*EXERCISE INPUTS*
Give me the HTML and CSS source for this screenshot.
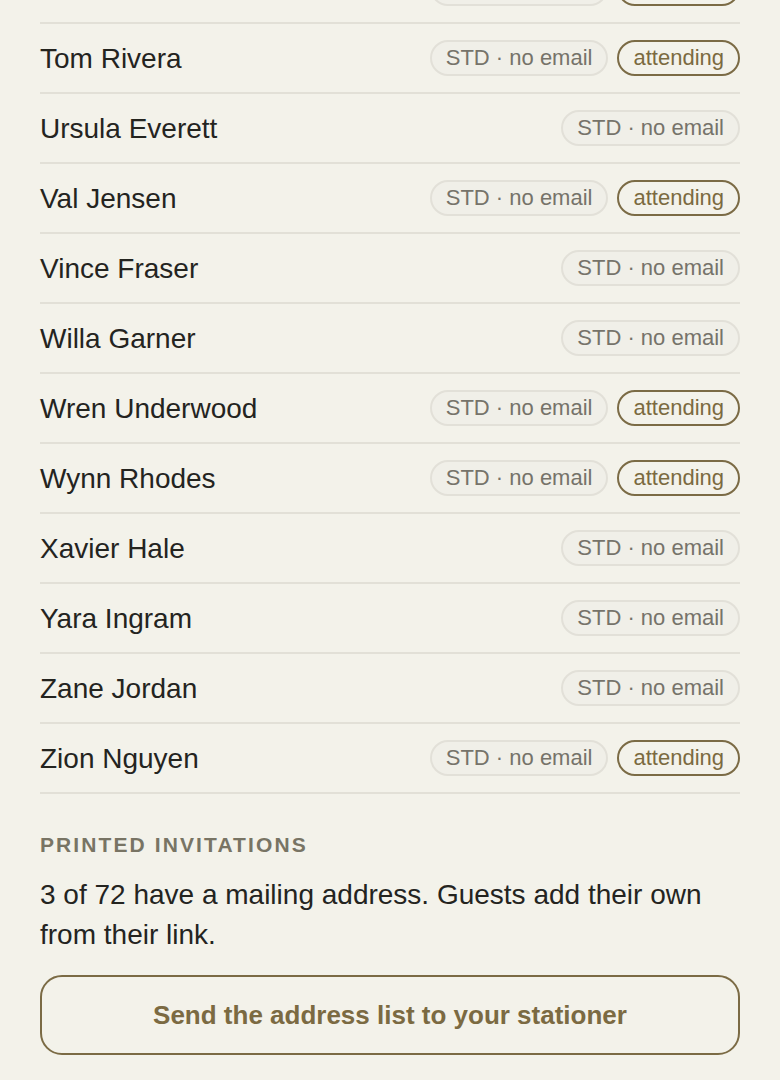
FILE: index.html
```html
<!DOCTYPE html>
<html lang="en">
<head>
<meta charset="utf-8">
<title>Guests</title>
<link rel="stylesheet" href="styles.css">
</head>
<body>
<main class="page">
  <ul class="guest-list">
    <li class="guest"><span class="name">Theo Marsh</span><span class="tags"><span class="pill pill-std">STD · no email</span><span class="pill pill-attending">attending</span></span></li>
    <li class="guest"><span class="name">Tom Rivera</span><span class="tags"><span class="pill pill-std">STD · no email</span><span class="pill pill-attending">attending</span></span></li>
    <li class="guest"><span class="name">Ursula Everett</span><span class="tags"><span class="pill pill-std">STD · no email</span></span></li>
    <li class="guest"><span class="name">Val Jensen</span><span class="tags"><span class="pill pill-std">STD · no email</span><span class="pill pill-attending">attending</span></span></li>
    <li class="guest"><span class="name">Vince Fraser</span><span class="tags"><span class="pill pill-std">STD · no email</span></span></li>
    <li class="guest"><span class="name">Willa Garner</span><span class="tags"><span class="pill pill-std">STD · no email</span></span></li>
    <li class="guest"><span class="name">Wren Underwood</span><span class="tags"><span class="pill pill-std">STD · no email</span><span class="pill pill-attending">attending</span></span></li>
    <li class="guest"><span class="name">Wynn Rhodes</span><span class="tags"><span class="pill pill-std">STD · no email</span><span class="pill pill-attending">attending</span></span></li>
    <li class="guest"><span class="name">Xavier Hale</span><span class="tags"><span class="pill pill-std">STD · no email</span></span></li>
    <li class="guest"><span class="name">Yara Ingram</span><span class="tags"><span class="pill pill-std">STD · no email</span></span></li>
    <li class="guest"><span class="name">Zane Jordan</span><span class="tags"><span class="pill pill-std">STD · no email</span></span></li>
    <li class="guest"><span class="name">Zion Nguyen</span><span class="tags"><span class="pill pill-std">STD · no email</span><span class="pill pill-attending">attending</span></span></li>
  </ul>
  <section class="printed">
    <h2 class="section-title">Printed invitations</h2>
    <p class="section-text">3 of 72 have a mailing address. Guests add their own from their link.</p>
    <button class="btn-outline" type="button">Send the address list to your stationer</button>
  </section>
</main>
</body>
</html>
```
FILE: styles.css
```css
html, body {
  margin: 0;
  padding: 0;
}
body {
  height: 1080px;
  overflow: hidden;
  display: flex;
  flex-direction: column;
  justify-content: flex-end;
  background: #f3f2ea;
  font-family: "Liberation Sans", Arial, sans-serif;
  color: #24241f;
}
.page {
  padding: 0 40px 25px;
}
.guest-list {
  list-style: none;
  margin: 0;
  padding: 0;
}
.guest {
  display: flex;
  align-items: center;
  justify-content: space-between;
  height: 68px;
  border-bottom: 2px solid #e2e0d7;
}
.name {
  font-size: 28px;
  color: #24241f;
  padding-top: 2px;
}
.tags {
  display: flex;
  gap: 9px;
}
.pill {
  display: inline-block;
  font-size: 22px;
  line-height: 32px;
  padding: 0 14px;
  border-radius: 999px;
  border: 2px solid;
  white-space: nowrap;
}
.pill-std {
  background: #f0efe8;
  border-color: #e2e0d8;
  color: #76736a;
}
.pill-attending {
  border-color: #7b6b45;
  color: #7b6a40;
}
.printed {
  padding-top: 39px;
}
.section-title {
  margin: 0 0 19px;
  font-size: 21px;
  font-weight: bold;
  letter-spacing: 0.1em;
  text-transform: uppercase;
  color: #787464;
  line-height: 23px;
}
.section-text {
  margin: 0 0 20px;
  font-size: 28px;
  line-height: 40px;
  color: #24241f;
}
.btn-outline {
  display: block;
  width: 100%;
  height: 80px;
  border: 2px solid #7b6b45;
  border-radius: 22px;
  background: transparent;
  font-family: "Liberation Sans", Arial, sans-serif;
  font-size: 26px;
  font-weight: bold;
  color: #7b6a42;
  cursor: pointer;
}
```
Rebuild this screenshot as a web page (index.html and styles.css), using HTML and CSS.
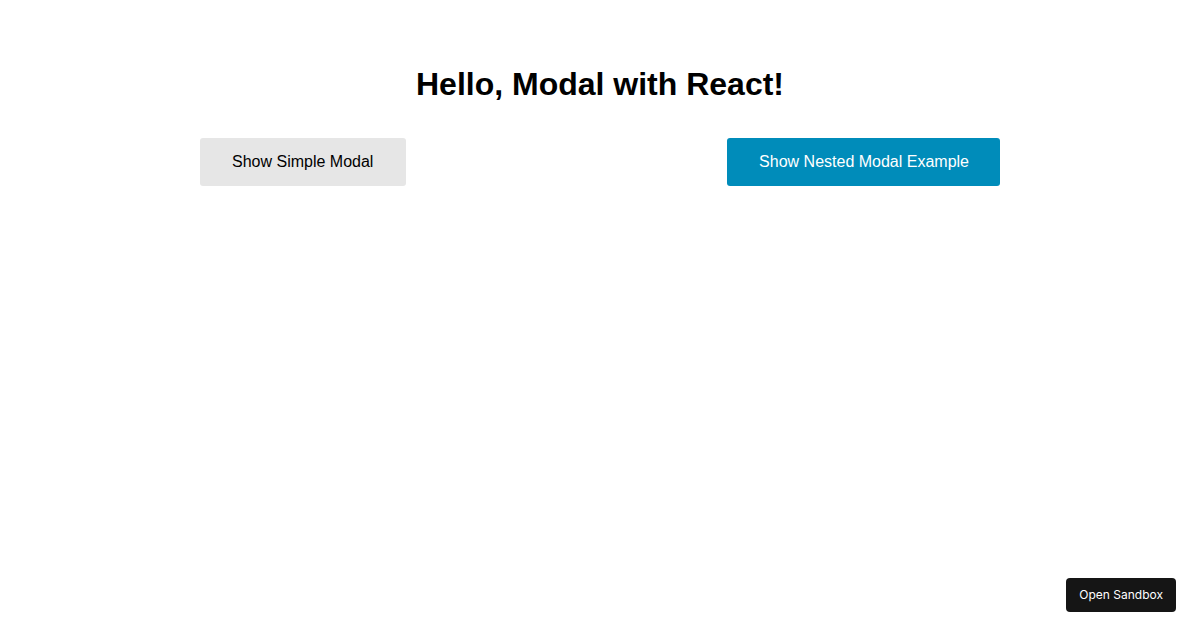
FILE: index.html
```html
<!DOCTYPE html>
<html>
<head>
<meta charset="utf-8">
<link rel="stylesheet" href="styles.css">
</head>
<body>
<main class="app">
  <h1 class="title">Hello, Modal with React!</h1>
  <div class="actions">
    <button class="btn btn-secondary">Show Simple Modal</button>
    <button class="btn btn-primary">Show Nested Modal Example</button>
  </div>
</main>
<a class="sandbox-link">Open Sandbox</a>
</body>
</html>
```
FILE: styles.css
```css
html, body {
  margin: 0;
  padding: 0;
  background: #ffffff;
}
body {
  font-family: "Liberation Sans", Arial, sans-serif;
  color: #000;
  width: 1200px;
  height: 630px;
  position: relative;
  overflow: hidden;
}
.app {
  width: 800px;
  margin: 0 auto;
  padding-top: 64px;
}
.title {
  margin: 0;
  font-size: 32px;
  font-weight: bold;
  line-height: 40px;
  text-align: center;
}
.actions {
  display: flex;
  justify-content: space-between;
  margin-top: 34px;
}
.btn {
  font-family: "Liberation Sans", Arial, sans-serif;
  font-size: 16px;
  line-height: 18px;
  padding: 15px 32px;
  border: none;
  border-radius: 3px;
  cursor: pointer;
}
.btn-secondary {
  background: #e6e6e6;
  color: #000;
  padding-right: 33px;
}
.btn-primary {
  background: #008cba;
  color: #fff;
  padding-left: 32px;
  padding-right: 31px;
}
.sandbox-link {
  position: absolute;
  right: 24px;
  bottom: 18px;
  background: #151515;
  color: #fff;
  font-family: Inter, "Liberation Sans", sans-serif;
  font-size: 12px;
  line-height: 16px;
  padding: 9px 13px;
  border-radius: 4px;
}
```
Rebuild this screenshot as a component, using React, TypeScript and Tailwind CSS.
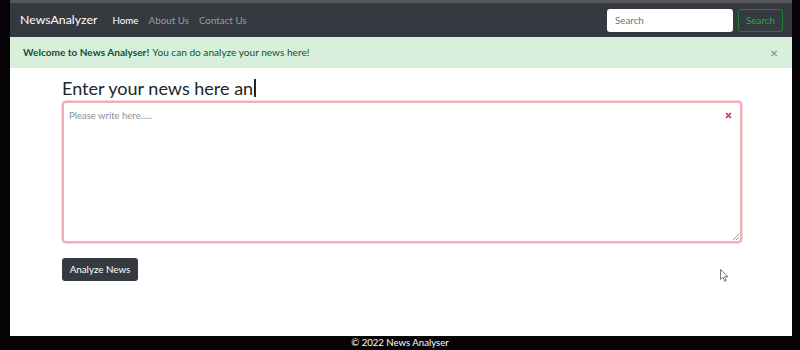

*EXERCISE OBJECTIVE*
Reproduce the data word for word, excluding its pictures.

*WRITTEN SOLUTION*
Give me the HTML and CSS source for this screenshot.
FILE: index.html
```html
<!DOCTYPE html>
<html lang="en">
<head>
<meta charset="utf-8">
<title>Guests</title>
<link rel="stylesheet" href="styles.css">
</head>
<body>
<main class="page">
  <ul class="guest-list">
    <li class="guest"><span class="name">Theo Marsh</span><span class="tags"><span class="pill pill-std">STD · no email</span><span class="pill pill-attending">attending</span></span></li>
    <li class="guest"><span class="name">Tom Rivera</span><span class="tags"><span class="pill pill-std">STD · no email</span><span class="pill pill-attending">attending</span></span></li>
    <li class="guest"><span class="name">Ursula Everett</span><span class="tags"><span class="pill pill-std">STD · no email</span></span></li>
    <li class="guest"><span class="name">Val Jensen</span><span class="tags"><span class="pill pill-std">STD · no email</span><span class="pill pill-attending">attending</span></span></li>
    <li class="guest"><span class="name">Vince Fraser</span><span class="tags"><span class="pill pill-std">STD · no email</span></span></li>
    <li class="guest"><span class="name">Willa Garner</span><span class="tags"><span class="pill pill-std">STD · no email</span></span></li>
    <li class="guest"><span class="name">Wren Underwood</span><span class="tags"><span class="pill pill-std">STD · no email</span><span class="pill pill-attending">attending</span></span></li>
    <li class="guest"><span class="name">Wynn Rhodes</span><span class="tags"><span class="pill pill-std">STD · no email</span><span class="pill pill-attending">attending</span></span></li>
    <li class="guest"><span class="name">Xavier Hale</span><span class="tags"><span class="pill pill-std">STD · no email</span></span></li>
    <li class="guest"><span class="name">Yara Ingram</span><span class="tags"><span class="pill pill-std">STD · no email</span></span></li>
    <li class="guest"><span class="name">Zane Jordan</span><span class="tags"><span class="pill pill-std">STD · no email</span></span></li>
    <li class="guest"><span class="name">Zion Nguyen</span><span class="tags"><span class="pill pill-std">STD · no email</span><span class="pill pill-attending">attending</span></span></li>
  </ul>
  <section class="printed">
    <h2 class="section-title">Printed invitations</h2>
    <p class="section-text">3 of 72 have a mailing address. Guests add their own from their link.</p>
    <button class="btn-outline" type="button">Send the address list to your stationer</button>
  </section>
</main>
</body>
</html>
```
FILE: styles.css
```css
html, body {
  margin: 0;
  padding: 0;
}
body {
  height: 1080px;
  overflow: hidden;
  display: flex;
  flex-direction: column;
  justify-content: flex-end;
  background: #f3f2ea;
  font-family: "Liberation Sans", Arial, sans-serif;
  color: #24241f;
}
.page {
  padding: 0 40px 25px;
}
.guest-list {
  list-style: none;
  margin: 0;
  padding: 0;
}
.guest {
  display: flex;
  align-items: center;
  justify-content: space-between;
  height: 68px;
  border-bottom: 2px solid #e2e0d7;
}
.name {
  font-size: 28px;
  color: #24241f;
  padding-top: 2px;
}
.tags {
  display: flex;
  gap: 9px;
}
.pill {
  display: inline-block;
  font-size: 22px;
  line-height: 32px;
  padding: 0 14px;
  border-radius: 999px;
  border: 2px solid;
  white-space: nowrap;
}
.pill-std {
  background: #f0efe8;
  border-color: #e2e0d8;
  color: #76736a;
}
.pill-attending {
  border-color: #7b6b45;
  color: #7b6a40;
}
.printed {
  padding-top: 39px;
}
.section-title {
  margin: 0 0 19px;
  font-size: 21px;
  font-weight: bold;
  letter-spacing: 0.1em;
  text-transform: uppercase;
  color: #787464;
  line-height: 23px;
}
.section-text {
  margin: 0 0 20px;
  font-size: 28px;
  line-height: 40px;
  color: #24241f;
}
.btn-outline {
  display: block;
  width: 100%;
  height: 80px;
  border: 2px solid #7b6b45;
  border-radius: 22px;
  background: transparent;
  font-family: "Liberation Sans", Arial, sans-serif;
  font-size: 26px;
  font-weight: bold;
  color: #7b6a42;
  cursor: pointer;
}
```
Rebuild this screenshot as a web page (index.html and styles.css), using HTML and CSS.
FILE: index.html
```html
<!DOCTYPE html>
<html>
<head>
<meta charset="utf-8">
<link rel="stylesheet" href="styles.css">
</head>
<body>
<main class="app">
  <h1 class="title">Hello, Modal with React!</h1>
  <div class="actions">
    <button class="btn btn-secondary">Show Simple Modal</button>
    <button class="btn btn-primary">Show Nested Modal Example</button>
  </div>
</main>
<a class="sandbox-link">Open Sandbox</a>
</body>
</html>
```
FILE: styles.css
```css
html, body {
  margin: 0;
  padding: 0;
  background: #ffffff;
}
body {
  font-family: "Liberation Sans", Arial, sans-serif;
  color: #000;
  width: 1200px;
  height: 630px;
  position: relative;
  overflow: hidden;
}
.app {
  width: 800px;
  margin: 0 auto;
  padding-top: 64px;
}
.title {
  margin: 0;
  font-size: 32px;
  font-weight: bold;
  line-height: 40px;
  text-align: center;
}
.actions {
  display: flex;
  justify-content: space-between;
  margin-top: 34px;
}
.btn {
  font-family: "Liberation Sans", Arial, sans-serif;
  font-size: 16px;
  line-height: 18px;
  padding: 15px 32px;
  border: none;
  border-radius: 3px;
  cursor: pointer;
}
.btn-secondary {
  background: #e6e6e6;
  color: #000;
  padding-right: 33px;
}
.btn-primary {
  background: #008cba;
  color: #fff;
  padding-left: 32px;
  padding-right: 31px;
}
.sandbox-link {
  position: absolute;
  right: 24px;
  bottom: 18px;
  background: #151515;
  color: #fff;
  font-family: Inter, "Liberation Sans", sans-serif;
  font-size: 12px;
  line-height: 16px;
  padding: 9px 13px;
  border-radius: 4px;
}
```
Rebuild this screenshot as a component, using React, TypeScript and Tailwind CSS.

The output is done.